I've gone back and tried Curves again - nah...it's not working for me. Changing the blend mode to luminosity did improve things slightly but it's still yucky. i've tried everything - using the arrows, nudging them slightly (trust me - my S curve is very very mild - anything more and it looks terrible) but still Levels wins hands down on ease of use and also ultimately the quality speaks for Levels.

extra info - i'm editing on the soft proof copy as it gives me the best paper/screen match.

I'm giving up on curve and will use Levels as my main contrast tool.

Preparation for printing should be your last step. You should start with the original, preferably RAW, file.

If you have a RAW file, try adjust highlights and shadows in the RAW converter (2nd tab in ACR). Then when you get the image in Photoshop make a duplicate layer and do a shadow/highlights adjustments.

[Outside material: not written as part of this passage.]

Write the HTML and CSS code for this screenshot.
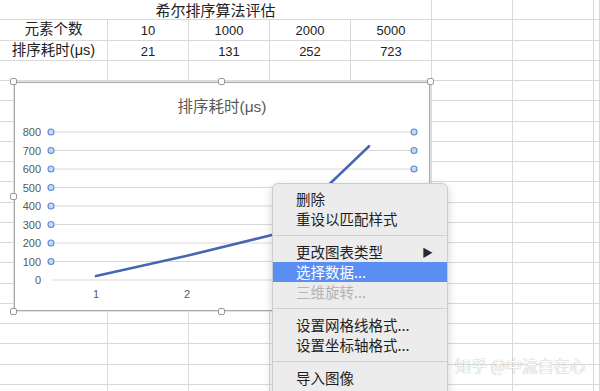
FILE: index.html
```html
<!DOCTYPE html>
<html lang="zh">
<head>
<meta charset="utf-8">
<title>希尔排序算法评估</title>
<link rel="stylesheet" href="styles.css">
</head>
<body>
<div class="screen">
  <div class="sheet">
    <div class="cell title">希尔排序算法评估</div><div class="cell"></div><div class="cell"></div><div class="cell"></div>
    <div class="cell cjk">元素个数</div><div class="cell num">10</div><div class="cell num">1000</div><div class="cell num">2000</div><div class="cell num">5000</div><div class="cell"></div><div class="cell"></div><div class="cell"></div>
    <div class="cell cjk">排序耗时(μs)</div><div class="cell num">21</div><div class="cell num">131</div><div class="cell num">252</div><div class="cell num">723</div><div class="cell"></div><div class="cell"></div><div class="cell"></div>
    <div class="cell"></div><div class="cell"></div><div class="cell"></div><div class="cell"></div><div class="cell"></div><div class="cell"></div><div class="cell"></div><div class="cell"></div>
    <div class="cell"></div><div class="cell"></div><div class="cell"></div><div class="cell"></div><div class="cell"></div><div class="cell"></div><div class="cell"></div><div class="cell"></div>
    <div class="cell"></div><div class="cell"></div><div class="cell"></div><div class="cell"></div><div class="cell"></div><div class="cell"></div><div class="cell"></div><div class="cell"></div>
    <div class="cell"></div><div class="cell"></div><div class="cell"></div><div class="cell"></div><div class="cell"></div><div class="cell"></div><div class="cell"></div><div class="cell"></div>
    <div class="cell"></div><div class="cell"></div><div class="cell"></div><div class="cell"></div><div class="cell"></div><div class="cell"></div><div class="cell"></div><div class="cell"></div>
    <div class="cell"></div><div class="cell"></div><div class="cell"></div><div class="cell"></div><div class="cell"></div><div class="cell"></div><div class="cell"></div><div class="cell"></div>
    <div class="cell"></div><div class="cell"></div><div class="cell"></div><div class="cell"></div><div class="cell"></div><div class="cell"></div><div class="cell"></div><div class="cell"></div>
    <div class="cell"></div><div class="cell"></div><div class="cell"></div><div class="cell"></div><div class="cell"></div><div class="cell"></div><div class="cell"></div><div class="cell"></div>
    <div class="cell"></div><div class="cell"></div><div class="cell"></div><div class="cell"></div><div class="cell"></div><div class="cell"></div><div class="cell"></div><div class="cell"></div>
    <div class="cell"></div><div class="cell"></div><div class="cell"></div><div class="cell"></div><div class="cell"></div><div class="cell"></div><div class="cell"></div><div class="cell"></div>
    <div class="cell"></div><div class="cell"></div><div class="cell"></div><div class="cell"></div><div class="cell"></div><div class="cell"></div><div class="cell"></div><div class="cell"></div>
    <div class="cell"></div><div class="cell"></div><div class="cell"></div><div class="cell"></div><div class="cell"></div><div class="cell"></div><div class="cell"></div><div class="cell"></div>
    <div class="cell"></div><div class="cell"></div><div class="cell"></div><div class="cell"></div><div class="cell"></div><div class="cell"></div><div class="cell"></div><div class="cell"></div>
    <div class="cell"></div><div class="cell"></div><div class="cell"></div><div class="cell"></div><div class="cell"></div><div class="cell"></div><div class="cell"></div><div class="cell"></div>
    <div class="cell"></div><div class="cell"></div><div class="cell"></div><div class="cell"></div><div class="cell"></div><div class="cell"></div><div class="cell"></div><div class="cell"></div>
    <div class="cell"></div><div class="cell"></div><div class="cell"></div><div class="cell"></div><div class="cell"></div><div class="cell"></div><div class="cell"></div><div class="cell"></div>
    <div class="cell"></div><div class="cell"></div><div class="cell"></div><div class="cell"></div><div class="cell"></div><div class="cell"></div><div class="cell"></div><div class="cell"></div>
  </div>

  <div class="chart">
    <div class="chart-title">排序耗时(μs)</div>
    <svg class="plot" width="416" height="229" viewBox="0 0 416 229">
      <g class="grid">
        <line x1="41" y1="50" x2="396" y2="50"/>
        <line x1="41" y1="68.5" x2="396" y2="68.5"/>
        <line x1="41" y1="87" x2="396" y2="87"/>
        <line x1="41" y1="105.5" x2="396" y2="105.5"/>
        <line x1="41" y1="124" x2="396" y2="124"/>
        <line x1="41" y1="142.5" x2="396" y2="142.5"/>
        <line x1="41" y1="161" x2="396" y2="161"/>
        <line x1="41" y1="179.5" x2="396" y2="179.5"/>
        <line x1="38" y1="198" x2="396" y2="198"/>
      </g>
      <g class="ylabels">
        <text x="27" y="54">800</text>
        <text x="27" y="72.5">700</text>
        <text x="27" y="91">600</text>
        <text x="27" y="109.5">500</text>
        <text x="27" y="128">400</text>
        <text x="27" y="146.5">300</text>
        <text x="27" y="165">200</text>
        <text x="27" y="183.5">100</text>
        <text x="27" y="202">0</text>
      </g>
      <g class="xlabels">
        <text x="82" y="216">1</text>
        <text x="173" y="216">2</text>
        <text x="264" y="216">3</text>
        <text x="355" y="216">4</text>
      </g>
      <polyline class="series" points="82,194.1 173,173.8 264,151.4 355,64.2"/>
      <g class="marks">
        <circle cx="37" cy="50" r="3"/>
        <circle cx="37" cy="68.5" r="3"/>
        <circle cx="37" cy="87" r="3"/>
        <circle cx="37" cy="105.5" r="3"/>
        <circle cx="37" cy="124" r="3"/>
        <circle cx="37" cy="142.5" r="3"/>
        <circle cx="37" cy="161" r="3"/>
        <circle cx="37" cy="179.5" r="3"/>
        <circle cx="400" cy="50" r="3"/>
        <circle cx="400" cy="68.5" r="3"/>
        <circle cx="400" cy="87" r="3"/>
        <circle cx="400" cy="105.5" r="3"/>
        <circle cx="400" cy="124" r="3"/>
        <circle cx="400" cy="142.5" r="3"/>
        <circle cx="400" cy="161" r="3"/>
        <circle cx="400" cy="179.5" r="3"/>
      </g>
    </svg>
    <span class="handle h-tl"></span>
    <span class="handle h-tc"></span>
    <span class="handle h-tr"></span>
    <span class="handle h-ml"></span>
    <span class="handle h-mr"></span>
    <span class="handle h-bl"></span>
    <span class="handle h-bc"></span>
    <span class="handle h-br"></span>
  </div>

  <div class="menu">
    <div class="item">删除</div>
    <div class="item">重设以匹配样式</div>
    <div class="sep"></div>
    <div class="item has-sub">更改图表类型<span class="arrow">▶</span></div>
    <div class="item active">选择数据...</div>
    <div class="item disabled">三维旋转...</div>
    <div class="sep"></div>
    <div class="item">设置网格线格式...</div>
    <div class="item">设置坐标轴格式...</div>
    <div class="sep"></div>
    <div class="item">导入图像</div>
  </div>

  <div class="watermark">知乎 @中流自在心</div>
</div>
</body>
</html>
```

FILE: styles.css
```css
html, body {
  margin: 0;
  padding: 0;
  background: #fff;
}

.screen {
  position: relative;
  width: 600px;
  height: 391px;
  overflow: hidden;
  font-family: "Liberation Sans", "Noto Sans CJK SC", sans-serif;
  color: #222;
}

.sheet {
  display: grid;
  grid-template-columns: 108px repeat(6, 81px) 6px;
  grid-auto-rows: 20.25px;
}

.cell {
  box-sizing: border-box;
  border-right: 1px solid #d9d9d9;
  border-bottom: 1px solid #d9d9d9;
  text-align: center;
  line-height: 20px;
  font-size: 13px;
  white-space: nowrap;
  overflow: hidden;
}

.title {
  grid-column: span 5;
  font-family: "Noto Sans CJK SC", sans-serif;
  font-size: 15px;
  line-height: 19px;
}

.cjk {
  font-family: "Liberation Sans", "Noto Sans CJK SC", sans-serif;
  font-size: 14.5px;
  line-height: 19px;
}

.num {
  font-size: 13px;
  line-height: 21px;
}

/* chart */
.chart {
  position: absolute;
  left: 14px;
  top: 82px;
  width: 416px;
  height: 229px;
  box-sizing: border-box;
  background: #fff;
  border: 1px solid #a9a9a9;
  box-shadow: 0 0 0 1px #e2e2e2;
}

.chart-title {
  position: absolute;
  left: 0;
  right: 0;
  top: 13px;
  text-align: center;
  font-family: "Liberation Sans", "Noto Sans CJK SC", sans-serif;
  font-size: 15.5px;
  line-height: 22px;
  color: #595959;
}

.plot {
  position: absolute;
  left: -1px;
  top: -1px;
}

.grid line {
  stroke: #d9d9d9;
  stroke-width: 1;
}

.ylabels text {
  font-family: "Liberation Sans", sans-serif;
  font-size: 11px;
  fill: #595959;
  text-anchor: end;
}

.xlabels text {
  font-family: "Liberation Sans", sans-serif;
  font-size: 11px;
  fill: #595959;
  text-anchor: middle;
}

.series {
  fill: none;
  stroke: #4767b3;
  stroke-width: 2.6;
  stroke-linecap: round;
  stroke-linejoin: round;
}

.marks circle {
  fill: #c6d9f3;
  stroke: #5b8bd0;
  stroke-width: 1.1;
}

.handle {
  position: absolute;
  width: 7px;
  height: 7px;
  box-sizing: border-box;
  background: #fff;
  border: 1px solid #9a9a9a;
  border-radius: 2px;
}

.h-tl { left: -5px; top: -5px; }
.h-tc { left: 203px; top: -5px; }
.h-tr { right: -5px; top: -5px; }
.h-ml { left: -5px; top: 110px; }
.h-mr { right: -5px; top: 110px; }
.h-bl { left: -5px; bottom: -5px; }
.h-bc { left: 203px; bottom: -5px; }
.h-br { right: -5px; bottom: -5px; }

/* context menu */
.menu {
  position: absolute;
  left: 272px;
  top: 183px;
  width: 176px;
  height: 230px;
  box-sizing: border-box;
  padding-top: 5px;
  background: #ececec;
  border: 1px solid #cdcdcd;
  border-radius: 6px;
  box-shadow: 0 3px 10px rgba(0, 0, 0, 0.18);
  font-family: "Noto Sans CJK SC", sans-serif;
  font-size: 14.5px;
  color: #1e1e1e;
}

.item {
  display: flex;
  align-items: center;
  justify-content: space-between;
  height: 20px;
  padding: 0 14px 0 23px;
  line-height: 20px;
  white-space: nowrap;
}

.item.active {
  background: #5a8ef3;
  color: #fff;
}

.item.disabled {
  color: #b3b3b3;
}

.arrow {
  font-size: 11px;
  color: #2a2a2a;
}

.sep {
  height: 13px;
  display: flex;
  align-items: center;
}

.sep::before {
  content: "";
  display: block;
  width: 100%;
  height: 1px;
  background: #d2d2d2;
}

.watermark {
  position: absolute;
  left: 455px;
  top: 354px;
  font-family: "Noto Sans CJK SC", sans-serif;
  font-size: 16px;
  line-height: 22px;
  color: #fff;
  text-shadow: 0 0 1px rgba(0, 0, 0, 0.45);
  white-space: nowrap;
}
```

As someone mentioned, if the histogram shows a gap on the far left or right, then use a Levels adjustment to deal with that (but keep in mind that every image may not need deep shadows or bright highlights).

Next, if you feel it needs more contrast, then do a Curves adjustment layer. Note that you can target a specific channel (R,G,or B) with your curve. And using a mask, you can restrict how the curve is applied to various parts of the image. You can further temper the effects using the opacity slider for that layer.

There is also another more advanced technique that is worth learning, which uses Luminosity Masks. You would have to Google/YouTube it for a tutorial, but it basically calculates a range of tones - highlights, mid-tones, shadows and saves it as a channel. You can then use that channel as a pre-made mask for any adjustment layer. They work particularly well with curves. So in practice, you could create a curves layer that only targets mid-tones (for example).

The bottom line is that post processing is just like photography - you will never stop learning. Don't give up on curves, just keep trying and learn as you go.